Exercise input:
===============
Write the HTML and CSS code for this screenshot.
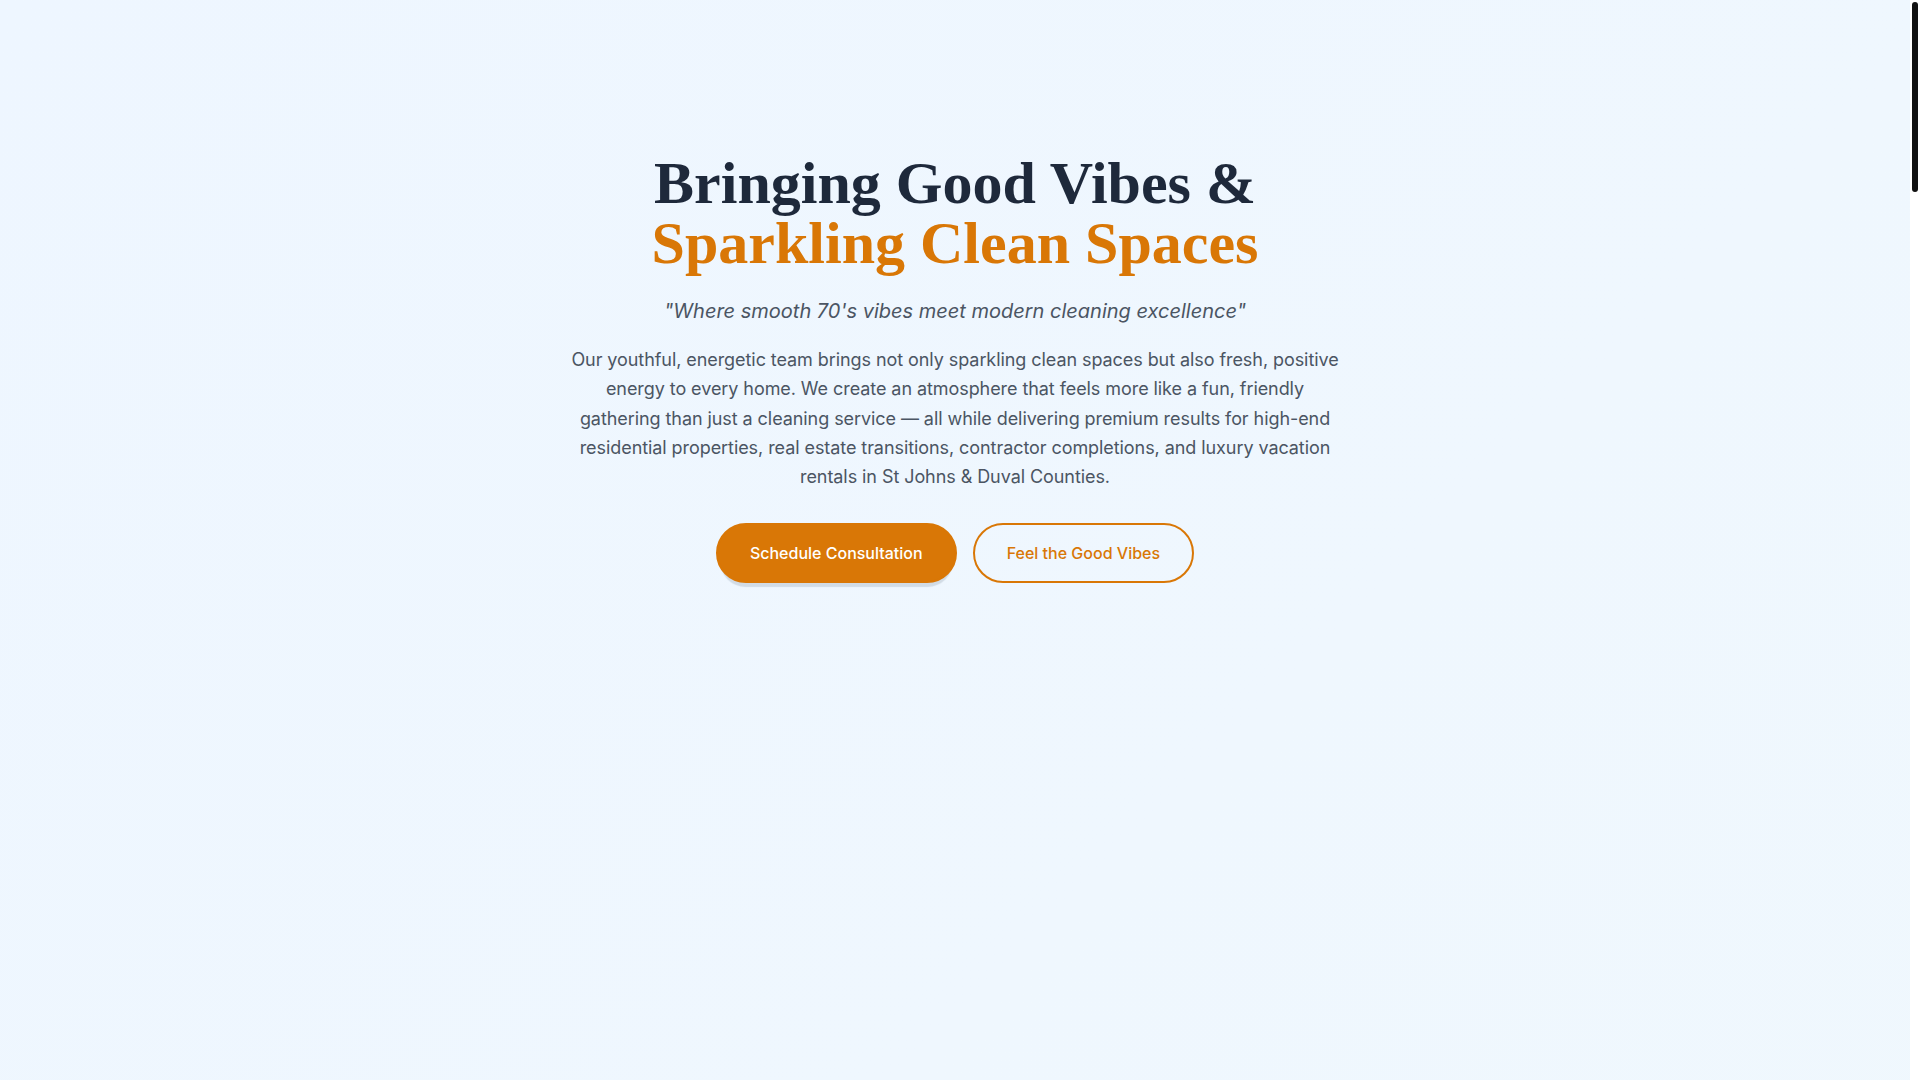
FILE: index.html
```html
<!DOCTYPE html>
<html lang="en">
<head>
<meta charset="utf-8">
<title>Good Vibes Cleaning</title>
<link rel="stylesheet" href="styles.css">
</head>
<body>
<main class="page">
  <section class="hero">
    <div class="hero-inner">
      <h1 class="hero-title">
        <span class="title-line">Bringing Good Vibes &amp;</span>
        <span class="title-line accent">Sparkling Clean Spaces</span>
      </h1>
      <p class="tagline">"Where smooth 70's vibes meet modern cleaning excellence"</p>
      <p class="intro">Our youthful, energetic team brings not only sparkling clean spaces but also fresh, positive energy to every home. We create an atmosphere that feels more like a fun, friendly gathering than just a cleaning service — all while delivering premium results for high-end residential properties, real estate transitions, contractor completions, and luxury vacation rentals in St Johns &amp; Duval Counties.</p>
      <div class="actions">
        <a class="btn btn-primary" href="#consult">Schedule Consultation</a>
        <a class="btn btn-outline" href="#vibes">Feel the Good Vibes</a>
      </div>
    </div>
  </section>
  <section class="below" id="vibes"></section>
</main>
<div class="scrollbar" aria-hidden="true"><div class="scrollbar-thumb"></div></div>
</body>
</html>
```

FILE: styles.css
```css
html {
  background: #ffffff;
  scrollbar-width: none;
}

html::-webkit-scrollbar {
  display: none;
}

body {
  margin: 0;
  padding-right: 10px;
  font-family: "Inter", "Liberation Sans", sans-serif;
  color: #4b5563;
}

.page {
  background: linear-gradient(135deg, #eef6ff 0%, #f0f8fd 50%, #eff9fa 100%);
}

.hero {
  min-height: 1080px;
  padding-top: 153px;
  box-sizing: border-box;
}

.hero-inner {
  max-width: 774px;
  margin: 0 auto;
  display: flex;
  flex-direction: column;
  align-items: center;
  text-align: center;
}

.hero-title {
  margin: 0 0 24px;
  font-family: "Liberation Serif", "Times New Roman", serif;
  font-weight: 700;
  font-size: 60px;
  line-height: 1;
  color: #1e293b;
}

.title-line {
  display: block;
}

.accent {
  color: #d97706;
}

.tagline {
  margin: 0 0 20px;
  font-style: italic;
  font-size: 20px;
  line-height: 28px;
  color: #4b5563;
}

.intro {
  margin: 0 0 32px;
  font-size: 18px;
  line-height: 1.625;
  letter-spacing: -0.07px;
  color: #4b5563;
}

.actions {
  display: flex;
  gap: 16px;
  justify-content: center;
}

.btn {
  display: inline-block;
  padding: 16px 32px;
  border: 2px solid #d97706;
  border-radius: 9999px;
  font-size: 16px;
  line-height: 24px;
  font-weight: 500;
  text-decoration: none;
}

.btn-primary {
  background: #d97706;
  color: #ffffff;
  box-shadow: 0 8px 1px -4px rgba(15, 40, 60, 0.13);
}

.btn-outline {
  background: transparent;
  color: #d97706;
}

.below {
  height: 4940px;
}

.scrollbar {
  position: fixed;
  top: 0;
  right: 0;
  width: 10px;
  height: 100vh;
  background: #ffffff;
}

.scrollbar-thumb {
  margin: 2px 2px 0;
  height: 190px;
  border-radius: 3px;
  background: #111111;
}
```
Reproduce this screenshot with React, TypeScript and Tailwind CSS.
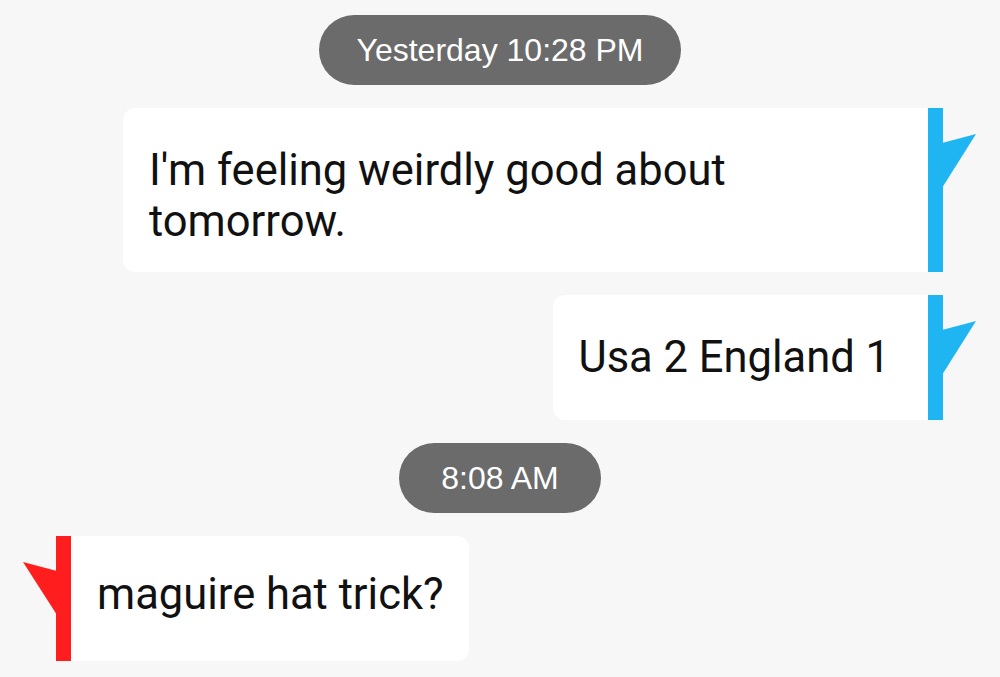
import React from "react";

function RightTail() {
  return (
    <svg width="34" height="60" viewBox="0 0 34 60" className="mt-[26px] -ml-px shrink-0">
      <polygon points="0,9 34,0 0,54" fill="#1fb5f3" />
    </svg>
  );
}

function LeftTail() {
  return (
    <svg width="34" height="60" viewBox="0 0 34 60" className="mt-[26px] -mr-px shrink-0">
      <polygon points="34,9 0,0 34,53" fill="#ff1d1d" />
    </svg>
  );
}

function Stamp({ text, w }: { text: string; w: string }) {
  return (
    <div className="flex justify-center">
      <div
        className={`h-[70px] ${w} rounded-full bg-[#6b6b6b] text-white flex items-center justify-center text-[32px]`}
        style={{ fontFamily: '"Liberation Sans", Arial, sans-serif' }}
      >
        {text}
      </div>
    </div>
  );
}

export default function App() {
  const msgFont = { fontFamily: 'Roboto, "Noto Sans", sans-serif' };
  return (
    <div className="w-[1000px] h-[677px] bg-[#f7f7f7] overflow-hidden flex flex-col pt-[15px] gap-[23px]" style={msgFont}>
      <Stamp text="Yesterday 10:28 PM" w="w-[362px]" />
      <div className="flex justify-end pr-[24px]">
        <div className="w-[805px] h-[164px] bg-white rounded-l-[12px] pl-[26px] pr-[60px] pt-[37px] text-[43.5px] leading-[51px] text-[#111]">
          I'm feeling weirdly good about tomorrow.
        </div>
        <div className="w-[15px] bg-[#1fb5f3]" />
        <RightTail />
      </div>
      <div className="flex justify-end pr-[24px]">
        <div className="h-[125px] bg-white rounded-l-[12px] pl-[25px] pr-[38px] pt-[37px] text-[43.5px] leading-[51px] text-[#111]">
          Usa 2 England 1
        </div>
        <div className="w-[15px] bg-[#1fb5f3]" />
        <RightTail />
      </div>
      <Stamp text="8:08 AM" w="w-[202px]" />
      <div className="flex justify-start pl-[23px]">
        <LeftTail />
        <div className="w-[15px] bg-[#ff1d1d]" />
        <div className="h-[125px] bg-white rounded-r-[12px] pl-[26px] pr-[25px] pt-[33px] text-[43.5px] leading-[51px] text-[#111]">
          maguire hat trick?
        </div>
      </div>
    </div>
  );
}
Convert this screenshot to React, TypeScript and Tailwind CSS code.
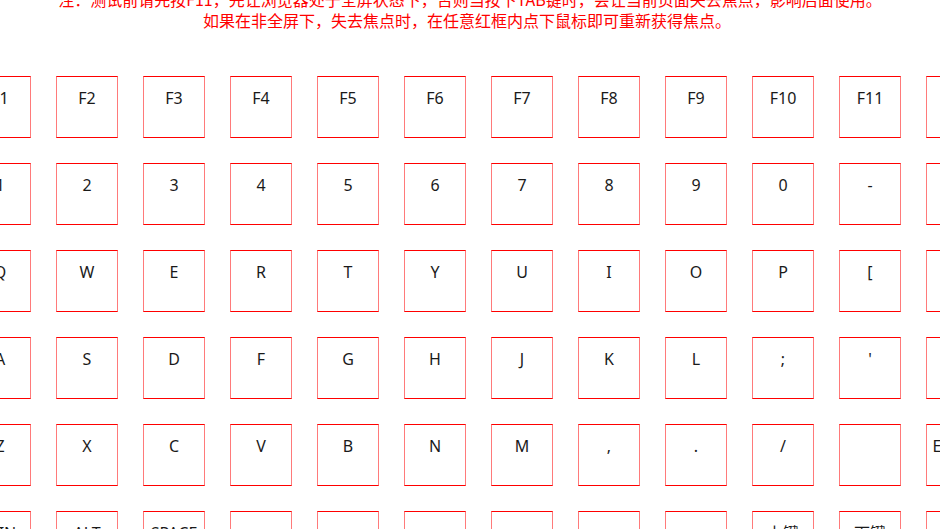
const rows: string[][] = [
  ["F1", "F2", "F3", "F4", "F5", "F6", "F7", "F8", "F9", "F10", "F11", "F12"],
  ["1", "2", "3", "4", "5", "6", "7", "8", "9", "0", "-", "="],
  ["Q", "W", "E", "R", "T", "Y", "U", "I", "O", "P", "[", "]"],
  ["A", "S", "D", "F", "G", "H", "J", "K", "L", ";", "'", ""],
  ["Z", "X", "C", "V", "B", "N", "M", ",", ".", "/", "", "ENTER"],
  ["WIN", "ALT", "SPACE", "", "", "", "", "", "", "上键", "下键", ""],
];

function Key({ label }: { label: string }) {
  return (
    <div className="w-[62px] h-[62px] shrink-0 border border-y-[#ff0000] border-x-[#ff7a7a] pt-[10px] text-center text-[16px] leading-[22px] text-[#1a1a1a] whitespace-nowrap flex justify-center">
      {label}
    </div>
  );
}

export default function App() {
  return (
    <div
      className="w-[940px] h-[529px] overflow-hidden bg-white"
      style={{ fontFamily: '"Noto Sans", "Noto Sans CJK SC", sans-serif' }}
    >
      <div
        className="-mt-[11px] text-center text-[16px] leading-[21px] text-[#ff0000] whitespace-nowrap"
        style={{ fontFamily: '"Noto Sans CJK SC", sans-serif' }}
      >
        <p>注：测试前请先按F11，先让浏览器处于全屏状态下，否则当按下TAB键时，会让当前页面失去焦点，影响后面使用。</p>
        <p className="-ml-[6px]">如果在非全屏下，失去焦点时，在任意红框内点下鼠标即可重新获得焦点。</p>
      </div>
      <div className="mt-[45px] -ml-[31px] flex flex-col gap-[25px]">
        {rows.map((row, i) => (
          <div key={i} className="flex gap-[25px]">
            {row.map((k, j) => (
              <Key key={j} label={k} />
            ))}
          </div>
        ))}
      </div>
    </div>
  );
}
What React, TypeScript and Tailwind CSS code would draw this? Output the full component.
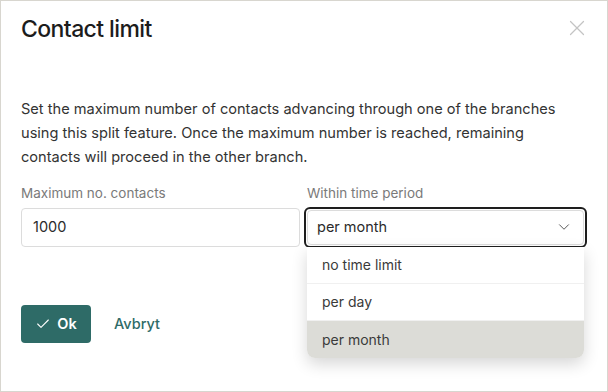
import { Check, ChevronDown, X } from "lucide-react";

const options = ["no time limit", "per day", "per month"];

export default function App() {
  return (
    <div
      className="w-[608px] h-[392px] bg-white border border-[#d8d6cf] relative overflow-hidden text-[#2b2b2b]"
      style={{ fontFamily: "Inter, 'Noto Sans', sans-serif" }}
    >
      <div className="flex items-start justify-between pl-5 pr-[17px] pt-[11px]">
        <h1 className="text-[23px] font-medium tracking-[-0.6px] text-[#1c1c1c]">Contact limit</h1>
        <button className="mt-[3px] text-[#c4c4c4]">
          <X className="w-[26px] h-[26px]" strokeWidth={1.1} />
        </button>
      </div>

      <p className="mt-[50px] px-5 text-[14.6px] leading-6 text-[#333]">
        Set the maximum number of contacts advancing through one of the branches
        <br />
        using this split feature. Once the maximum number is reached, remaining
        <br />
        contacts will proceed in the other branch.
      </p>

      <div className="mt-[14px] flex gap-[4px] px-5">
        <div className="w-[279px] flex flex-col">
          <label className="text-[13.5px] text-[#7a7a7a] leading-5">Maximum no. contacts</label>
          <div className="mt-[5px] h-[39px] border border-[#dcdcdc] rounded-[4px] flex items-center px-[11px] text-[14.5px] text-[#2b2b2b]">
            1000
          </div>
        </div>
        <div className="flex-1 flex flex-col relative">
          <label className="pl-[3px] text-[13.5px] text-[#7a7a7a] leading-5">Within time period</label>
          <div className="mt-[4px] h-[41px] rounded-[6px] border-2 border-[#1e1e1e] p-[1px]">
            <div className="h-full border border-[#dcdcdc] rounded-[4px] flex items-center justify-between pl-[9px] pr-[10px] text-[14.5px] text-[#2b2b2b]">
              <span>per month</span>
              <ChevronDown className="w-[18px] h-[18px] text-[#555]" strokeWidth={1.3} />
            </div>
          </div>
          <div className="absolute left-[3px] right-[3px] top-[64px] bg-white rounded-b-[8px] shadow-[0_6px_16px_rgba(0,0,0,0.16)] overflow-hidden">
            {options.map((o, i) => (
              <div
                key={o}
                className={`h-[37px] flex items-center pl-[15px] text-[14px] text-[#3a3a3a] ${
                  i < 2 ? "border-b border-[#f0f0f0]" : ""
                } ${o === "per month" ? "bg-[#dcdcd7]" : "bg-white"}`}
              >
                {o}
              </div>
            ))}
          </div>
        </div>
      </div>

      <div className="mt-[57px] px-5 flex items-center gap-[23px]">
        <button className="w-[70px] h-[38px] rounded-[4px] bg-[#2e6b67] text-white flex items-center justify-center gap-[6px] text-[14.5px] font-semibold">
          <Check className="w-[16px] h-[16px]" strokeWidth={1.6} />
          Ok
        </button>
        <button className="text-[14.5px] font-medium text-[#2e6b67]">Avbryt</button>
      </div>
    </div>
  );
}
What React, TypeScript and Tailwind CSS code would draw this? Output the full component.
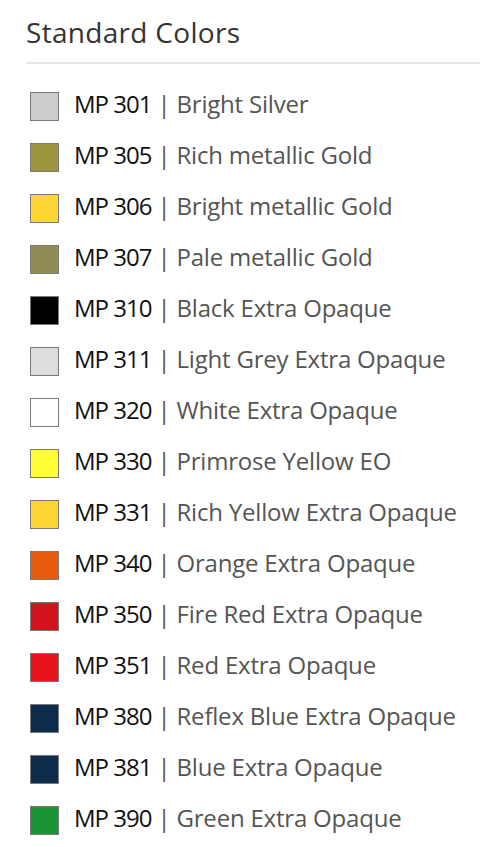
import React from "react";

const colors: { code: string; name: string; color: string }[] = [
  { code: "MP 301", name: "Bright Silver", color: "#cccccc" },
  { code: "MP 305", name: "Rich metallic Gold", color: "#9d9440" },
  { code: "MP 306", name: "Bright metallic Gold", color: "#fdd535" },
  { code: "MP 307", name: "Pale metallic Gold", color: "#8f8d52" },
  { code: "MP 310", name: "Black Extra Opaque", color: "#000000" },
  { code: "MP 311", name: "Light Grey Extra Opaque", color: "#dddddd" },
  { code: "MP 320", name: "White Extra Opaque", color: "#ffffff" },
  { code: "MP 330", name: "Primrose Yellow EO", color: "#ffff33" },
  { code: "MP 331", name: "Rich Yellow Extra Opaque", color: "#fed533" },
  { code: "MP 340", name: "Orange Extra Opaque", color: "#e95b0c" },
  { code: "MP 350", name: "Fire Red Extra Opaque", color: "#d2141e" },
  { code: "MP 351", name: "Red Extra Opaque", color: "#e8141b" },
  { code: "MP 380", name: "Reflex Blue Extra Opaque", color: "#0d2c4a" },
  { code: "MP 381", name: "Blue Extra Opaque", color: "#0f2d4b" },
  { code: "MP 390", name: "Green Extra Opaque", color: "#1b9436" },
];

export default function App() {
  return (
    <div
      className="w-[480px] h-[847px] bg-white overflow-hidden pl-[26px] pt-[14px]"
      style={{ fontFamily: '"Open Sans", "Noto Sans", sans-serif' }}
    >
      <h2 className="text-[28px] leading-[36px] text-[#333333] tracking-[0.3px]">
        Standard Colors
      </h2>
      <div className="mt-[12px] border-t-2 border-[#e6e6e6]" />
      <ul className="mt-[16px] flex flex-col">
        {colors.map((c) => (
          <li key={c.code} className="h-[51px] flex items-center pl-[4px]">
            <span
              className="w-[29px] h-[29px] border border-[#7a7a7a] shrink-0 mt-[1px]"
              style={{ backgroundColor: c.color }}
            />
            <span className="ml-[15px] mb-[3px] text-[24px] leading-[32px] whitespace-nowrap">
              <span className="text-[#111111] tracking-[-1px]">{c.code}</span>
              <span className="text-[#555555] tracking-[-0.2px]"> | {c.name}</span>
            </span>
          </li>
        ))}
      </ul>
    </div>
  );
}
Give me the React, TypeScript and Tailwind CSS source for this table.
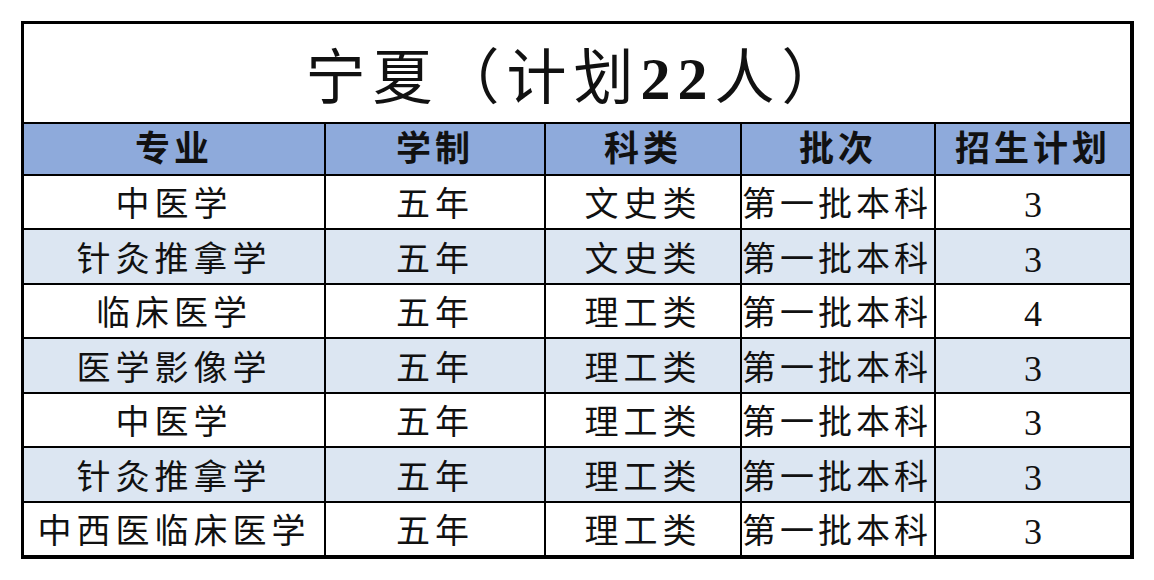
===============
Instructions to follow: Determine how many lines in the listing above hold the string "full", then write only the number.

Solution for this exercise: 4